== RECORDS FOR THIS EXERCISE ==

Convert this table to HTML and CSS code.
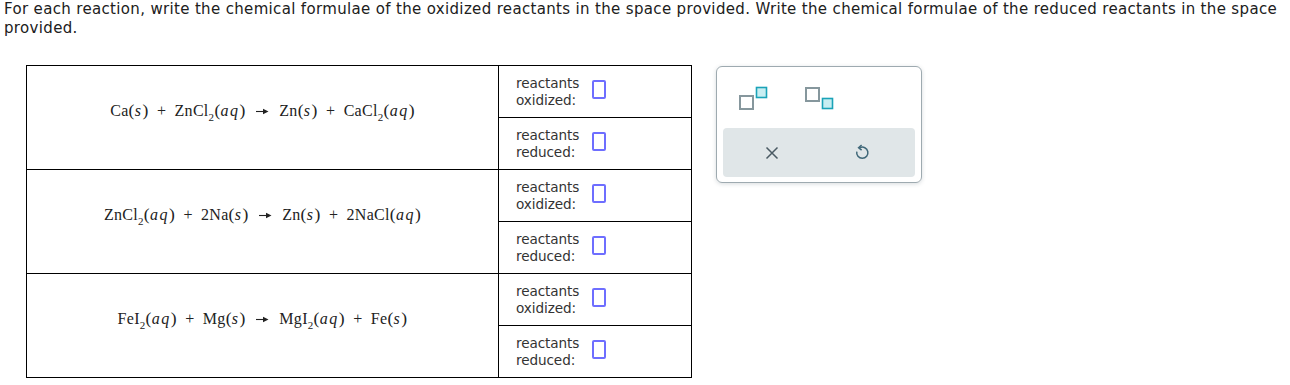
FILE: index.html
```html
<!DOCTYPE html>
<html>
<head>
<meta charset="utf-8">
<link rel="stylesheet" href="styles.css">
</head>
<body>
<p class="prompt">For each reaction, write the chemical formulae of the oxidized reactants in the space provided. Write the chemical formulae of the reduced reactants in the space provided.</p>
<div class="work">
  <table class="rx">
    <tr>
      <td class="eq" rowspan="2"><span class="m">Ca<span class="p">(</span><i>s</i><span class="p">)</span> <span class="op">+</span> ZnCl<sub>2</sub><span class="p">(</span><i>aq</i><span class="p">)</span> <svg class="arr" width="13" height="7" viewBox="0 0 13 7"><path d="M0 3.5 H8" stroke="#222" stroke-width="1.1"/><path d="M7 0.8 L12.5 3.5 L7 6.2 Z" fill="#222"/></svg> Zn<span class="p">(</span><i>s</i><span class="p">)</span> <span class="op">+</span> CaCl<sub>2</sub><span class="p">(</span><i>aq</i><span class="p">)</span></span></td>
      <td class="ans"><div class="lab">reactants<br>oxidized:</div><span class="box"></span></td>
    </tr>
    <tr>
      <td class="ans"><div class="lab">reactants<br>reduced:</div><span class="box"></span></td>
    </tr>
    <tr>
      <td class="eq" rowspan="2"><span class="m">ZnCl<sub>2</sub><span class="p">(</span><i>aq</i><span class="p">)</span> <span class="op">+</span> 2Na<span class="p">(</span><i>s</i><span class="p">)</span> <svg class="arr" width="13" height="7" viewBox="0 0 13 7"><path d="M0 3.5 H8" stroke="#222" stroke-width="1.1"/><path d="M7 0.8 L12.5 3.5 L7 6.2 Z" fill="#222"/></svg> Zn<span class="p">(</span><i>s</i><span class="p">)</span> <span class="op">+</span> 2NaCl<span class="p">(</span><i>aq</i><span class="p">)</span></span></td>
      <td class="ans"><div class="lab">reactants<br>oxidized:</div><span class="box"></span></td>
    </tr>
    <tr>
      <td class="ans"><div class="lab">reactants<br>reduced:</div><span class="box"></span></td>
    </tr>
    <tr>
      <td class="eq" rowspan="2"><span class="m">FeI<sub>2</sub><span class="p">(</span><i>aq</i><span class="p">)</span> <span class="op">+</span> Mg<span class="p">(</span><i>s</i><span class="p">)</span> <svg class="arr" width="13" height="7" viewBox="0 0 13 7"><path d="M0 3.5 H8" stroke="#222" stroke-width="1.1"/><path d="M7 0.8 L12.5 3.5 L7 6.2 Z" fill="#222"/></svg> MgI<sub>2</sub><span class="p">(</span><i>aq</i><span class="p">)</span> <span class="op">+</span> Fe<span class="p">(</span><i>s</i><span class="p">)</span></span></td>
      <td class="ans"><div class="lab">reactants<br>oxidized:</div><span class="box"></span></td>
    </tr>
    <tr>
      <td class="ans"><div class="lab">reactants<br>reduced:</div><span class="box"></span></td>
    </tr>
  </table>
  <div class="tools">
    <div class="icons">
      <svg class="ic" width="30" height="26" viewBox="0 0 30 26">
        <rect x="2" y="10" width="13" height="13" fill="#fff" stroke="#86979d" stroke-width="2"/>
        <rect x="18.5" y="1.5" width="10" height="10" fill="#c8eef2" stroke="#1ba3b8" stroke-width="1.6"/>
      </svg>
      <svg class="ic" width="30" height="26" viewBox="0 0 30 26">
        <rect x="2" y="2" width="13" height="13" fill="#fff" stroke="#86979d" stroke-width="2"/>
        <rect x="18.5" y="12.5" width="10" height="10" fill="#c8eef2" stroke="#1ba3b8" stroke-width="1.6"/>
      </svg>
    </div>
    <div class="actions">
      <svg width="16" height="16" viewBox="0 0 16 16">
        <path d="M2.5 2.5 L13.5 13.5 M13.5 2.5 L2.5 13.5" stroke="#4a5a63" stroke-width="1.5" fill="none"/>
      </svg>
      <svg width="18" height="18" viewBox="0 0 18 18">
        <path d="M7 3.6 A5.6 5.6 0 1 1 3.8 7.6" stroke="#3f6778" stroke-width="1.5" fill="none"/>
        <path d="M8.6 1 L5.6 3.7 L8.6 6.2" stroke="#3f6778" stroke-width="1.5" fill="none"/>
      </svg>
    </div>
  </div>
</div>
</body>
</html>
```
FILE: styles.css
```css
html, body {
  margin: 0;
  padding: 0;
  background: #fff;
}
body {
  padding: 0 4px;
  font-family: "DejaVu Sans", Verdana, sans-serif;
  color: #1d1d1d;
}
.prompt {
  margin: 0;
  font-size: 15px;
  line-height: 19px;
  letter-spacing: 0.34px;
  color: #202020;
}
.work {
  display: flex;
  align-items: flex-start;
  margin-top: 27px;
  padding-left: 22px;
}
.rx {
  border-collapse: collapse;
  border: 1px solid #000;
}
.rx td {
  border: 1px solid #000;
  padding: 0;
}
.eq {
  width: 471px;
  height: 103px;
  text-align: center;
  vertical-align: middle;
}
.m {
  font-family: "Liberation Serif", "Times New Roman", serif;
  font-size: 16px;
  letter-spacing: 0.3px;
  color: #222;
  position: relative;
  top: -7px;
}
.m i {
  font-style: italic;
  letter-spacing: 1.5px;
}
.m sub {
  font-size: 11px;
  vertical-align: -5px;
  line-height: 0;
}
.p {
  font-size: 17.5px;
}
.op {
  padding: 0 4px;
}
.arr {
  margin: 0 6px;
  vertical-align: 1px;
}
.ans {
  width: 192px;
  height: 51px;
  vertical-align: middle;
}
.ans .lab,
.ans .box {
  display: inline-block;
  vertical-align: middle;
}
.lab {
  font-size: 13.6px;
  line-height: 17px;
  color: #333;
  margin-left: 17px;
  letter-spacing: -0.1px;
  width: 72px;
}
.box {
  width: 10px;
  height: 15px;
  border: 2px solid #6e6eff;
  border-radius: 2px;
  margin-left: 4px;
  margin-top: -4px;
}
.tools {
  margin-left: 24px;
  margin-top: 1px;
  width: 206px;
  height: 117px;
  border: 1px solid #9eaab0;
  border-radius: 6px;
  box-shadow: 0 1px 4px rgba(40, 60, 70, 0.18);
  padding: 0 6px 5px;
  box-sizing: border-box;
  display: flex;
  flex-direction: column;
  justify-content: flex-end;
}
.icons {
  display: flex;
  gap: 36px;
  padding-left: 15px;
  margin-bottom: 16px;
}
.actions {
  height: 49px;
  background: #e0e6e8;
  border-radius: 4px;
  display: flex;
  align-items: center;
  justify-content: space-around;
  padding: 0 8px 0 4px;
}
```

...

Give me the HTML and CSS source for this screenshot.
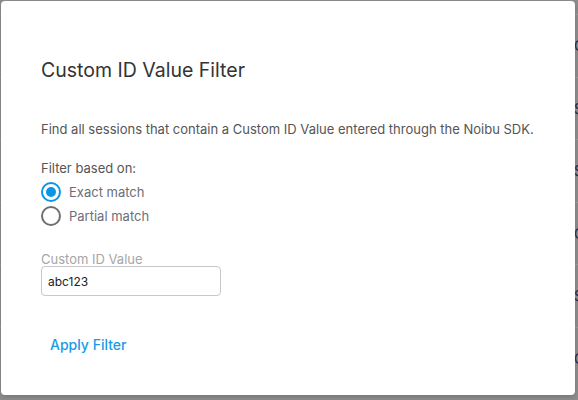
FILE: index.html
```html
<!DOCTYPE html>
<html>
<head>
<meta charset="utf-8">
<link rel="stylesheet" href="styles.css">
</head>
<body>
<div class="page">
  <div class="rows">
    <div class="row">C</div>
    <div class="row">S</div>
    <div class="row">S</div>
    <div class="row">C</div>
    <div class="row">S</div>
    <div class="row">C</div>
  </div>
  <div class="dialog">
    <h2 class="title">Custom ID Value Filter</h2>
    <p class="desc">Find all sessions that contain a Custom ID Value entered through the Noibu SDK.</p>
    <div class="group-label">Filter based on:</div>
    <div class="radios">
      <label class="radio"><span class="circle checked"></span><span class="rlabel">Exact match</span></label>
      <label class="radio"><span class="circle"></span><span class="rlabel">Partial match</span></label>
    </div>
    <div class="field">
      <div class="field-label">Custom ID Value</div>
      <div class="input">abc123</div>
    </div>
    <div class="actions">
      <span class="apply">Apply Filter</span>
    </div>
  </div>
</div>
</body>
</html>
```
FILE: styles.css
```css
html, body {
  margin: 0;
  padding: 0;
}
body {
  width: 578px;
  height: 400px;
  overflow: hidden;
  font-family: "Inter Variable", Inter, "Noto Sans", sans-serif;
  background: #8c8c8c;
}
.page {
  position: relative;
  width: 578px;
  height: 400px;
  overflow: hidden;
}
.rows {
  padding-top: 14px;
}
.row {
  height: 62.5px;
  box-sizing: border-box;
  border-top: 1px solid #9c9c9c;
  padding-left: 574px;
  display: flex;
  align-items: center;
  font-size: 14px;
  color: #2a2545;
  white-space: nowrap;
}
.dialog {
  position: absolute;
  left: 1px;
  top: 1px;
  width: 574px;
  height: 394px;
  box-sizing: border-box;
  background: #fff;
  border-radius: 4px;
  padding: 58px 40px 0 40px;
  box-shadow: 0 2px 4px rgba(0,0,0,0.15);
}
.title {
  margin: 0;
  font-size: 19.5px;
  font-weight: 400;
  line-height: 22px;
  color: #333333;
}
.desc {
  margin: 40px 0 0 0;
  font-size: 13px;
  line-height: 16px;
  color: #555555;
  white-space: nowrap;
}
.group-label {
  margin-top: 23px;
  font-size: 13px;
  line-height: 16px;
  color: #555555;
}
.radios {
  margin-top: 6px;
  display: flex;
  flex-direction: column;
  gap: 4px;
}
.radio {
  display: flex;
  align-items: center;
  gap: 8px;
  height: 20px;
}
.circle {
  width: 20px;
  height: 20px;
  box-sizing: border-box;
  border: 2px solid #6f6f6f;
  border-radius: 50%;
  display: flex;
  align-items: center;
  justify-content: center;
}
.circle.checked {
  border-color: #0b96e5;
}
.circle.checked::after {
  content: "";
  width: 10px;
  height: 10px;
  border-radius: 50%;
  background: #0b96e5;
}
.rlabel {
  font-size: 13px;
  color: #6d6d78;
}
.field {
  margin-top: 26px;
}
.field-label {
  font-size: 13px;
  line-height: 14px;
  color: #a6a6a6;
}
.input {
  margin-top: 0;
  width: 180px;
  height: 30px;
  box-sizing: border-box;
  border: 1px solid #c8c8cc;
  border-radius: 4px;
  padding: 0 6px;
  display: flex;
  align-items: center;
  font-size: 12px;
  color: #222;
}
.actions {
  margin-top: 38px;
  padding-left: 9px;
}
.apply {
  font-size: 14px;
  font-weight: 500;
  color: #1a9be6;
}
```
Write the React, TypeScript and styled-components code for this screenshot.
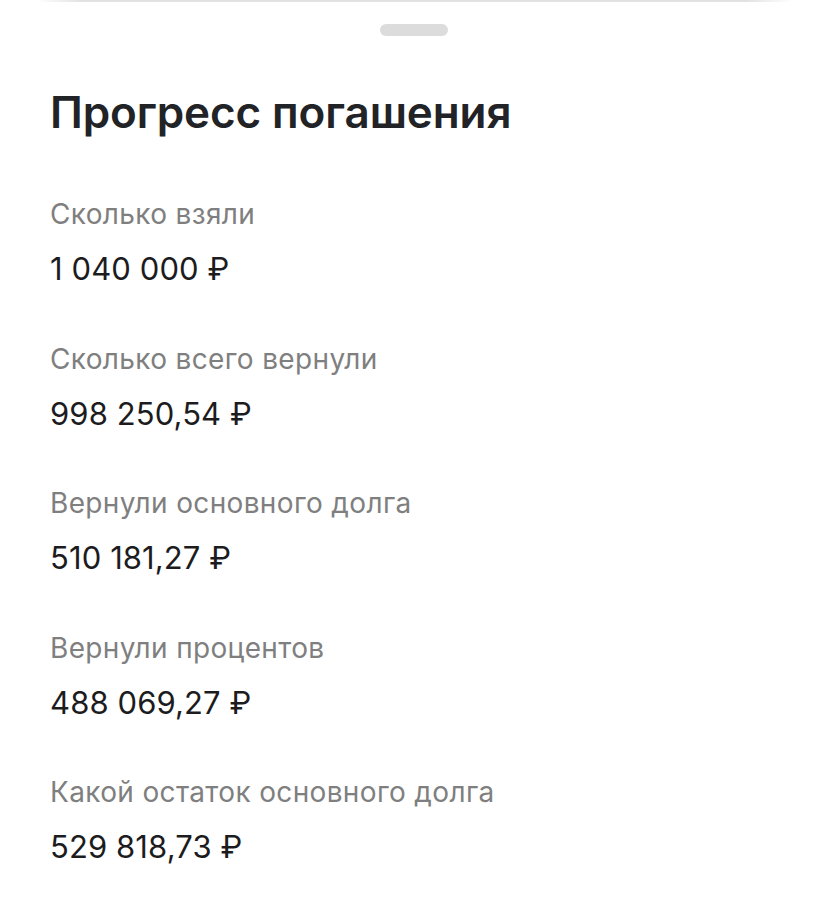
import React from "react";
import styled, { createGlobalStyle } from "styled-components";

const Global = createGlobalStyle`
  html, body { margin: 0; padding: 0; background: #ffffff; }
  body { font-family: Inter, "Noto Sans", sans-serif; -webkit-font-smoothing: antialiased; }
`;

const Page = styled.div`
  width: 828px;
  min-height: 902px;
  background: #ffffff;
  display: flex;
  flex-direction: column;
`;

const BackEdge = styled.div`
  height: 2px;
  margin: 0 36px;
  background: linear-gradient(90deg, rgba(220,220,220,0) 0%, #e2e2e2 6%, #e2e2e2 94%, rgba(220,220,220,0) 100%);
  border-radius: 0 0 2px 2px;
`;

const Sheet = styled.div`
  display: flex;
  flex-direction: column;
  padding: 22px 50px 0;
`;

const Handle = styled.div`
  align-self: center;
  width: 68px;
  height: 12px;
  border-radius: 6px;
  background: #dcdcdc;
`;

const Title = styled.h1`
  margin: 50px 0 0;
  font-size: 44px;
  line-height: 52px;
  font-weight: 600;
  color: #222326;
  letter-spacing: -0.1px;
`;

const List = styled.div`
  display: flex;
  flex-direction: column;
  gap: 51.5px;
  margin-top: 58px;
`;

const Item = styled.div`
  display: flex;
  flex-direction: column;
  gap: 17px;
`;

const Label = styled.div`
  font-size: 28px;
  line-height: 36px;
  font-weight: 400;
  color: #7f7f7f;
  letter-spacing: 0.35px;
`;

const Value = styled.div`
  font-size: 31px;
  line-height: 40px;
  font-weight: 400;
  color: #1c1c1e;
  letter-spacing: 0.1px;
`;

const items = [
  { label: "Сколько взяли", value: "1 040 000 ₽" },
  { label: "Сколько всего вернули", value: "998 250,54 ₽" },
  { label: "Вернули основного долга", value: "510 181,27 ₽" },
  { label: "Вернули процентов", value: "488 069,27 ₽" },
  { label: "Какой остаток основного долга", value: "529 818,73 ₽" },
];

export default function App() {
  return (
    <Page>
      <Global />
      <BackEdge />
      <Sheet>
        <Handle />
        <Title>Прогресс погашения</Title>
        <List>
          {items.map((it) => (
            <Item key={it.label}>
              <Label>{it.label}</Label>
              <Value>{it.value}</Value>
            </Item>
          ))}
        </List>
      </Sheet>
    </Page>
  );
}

== DIRECTION ==
Show every line of the records above that contains the word "code".

== WRITTEN REPLY ==
Convert this table to HTML and CSS code.
Write the React, TypeScript and styled-components code for this screenshot.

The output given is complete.